When I was test flying my Bearhawk I noticed that in level flight the right aileron was reflexed slightly more than the left. It flew very stable, wings level, even hands off. There are two possible causes for this.

  1. The result of a heavy wing, probably the 2 lbs of magnetometer and landing light in the left wing which showed up as a 12 lb higher weight on the left wheel at the W&B (a head scratcher).

  2. If the aileron hinges are not perfectly aligned when match-drilled to the aft spar, the aileron may be slightly higher or lower that the main wing. This was very common.

Steady heading side slip

The resulting condition inflight is referred to as a steady heading side slip. With wings level and ball centered, the aircraft would continually change heading by a barely perceptible amount. With wings level and a constant heading the ball would be slightly out of center. This is a steady heading side slip.

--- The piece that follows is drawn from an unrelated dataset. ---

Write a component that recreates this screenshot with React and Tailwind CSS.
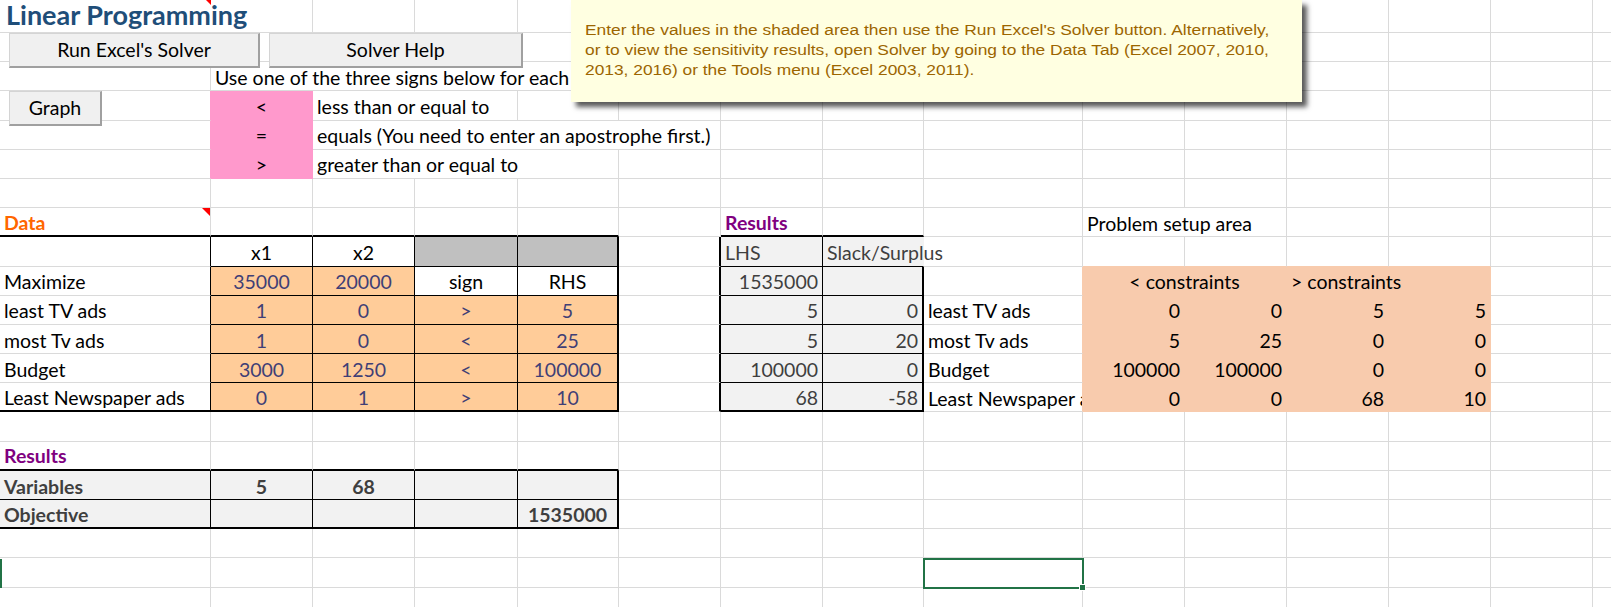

The other frustration was that during early Phase One fuel would continually transfer (or draw unevenly) when in the BOTH position, in the direction of the ball.


The symptoms in my case were:

  1. at the initial weight and balance one wheel weight was 12 lbs heavier than the other (heavy wing).

  2. slight roll input required to maintain wings level (increased aileron drag).

  3. one aileron reflexed higher than the other in wings level flight.

  4. with wings level, ball centered, the heading would very slowly change.

  5. with wings level, fixed heading, the ball would be slightly off center indicating a steady heading side-slip​​.

  6. when refueling it often took more fuel to fill one tank than the other. Fuel seemed to be either transferring between tanks, or burning more from one tank.


I installed washers under the top hinge bolts of the "light" wing. Alternatively you can install washers under the lower bolts of the heavy wing. Bearhawk owner and engineer Kevin Deuscher mentions HERE that using washers changes the hinge line and the camber of the wing.

Next, we adjusted the flap push-rods (acting as ailerons in the retracted position) to counter the slight tendency to roll left and managed to balance it out.

It took a while to resolve the issue, and the aircraft was then capable of flying with the ball centered, wings level.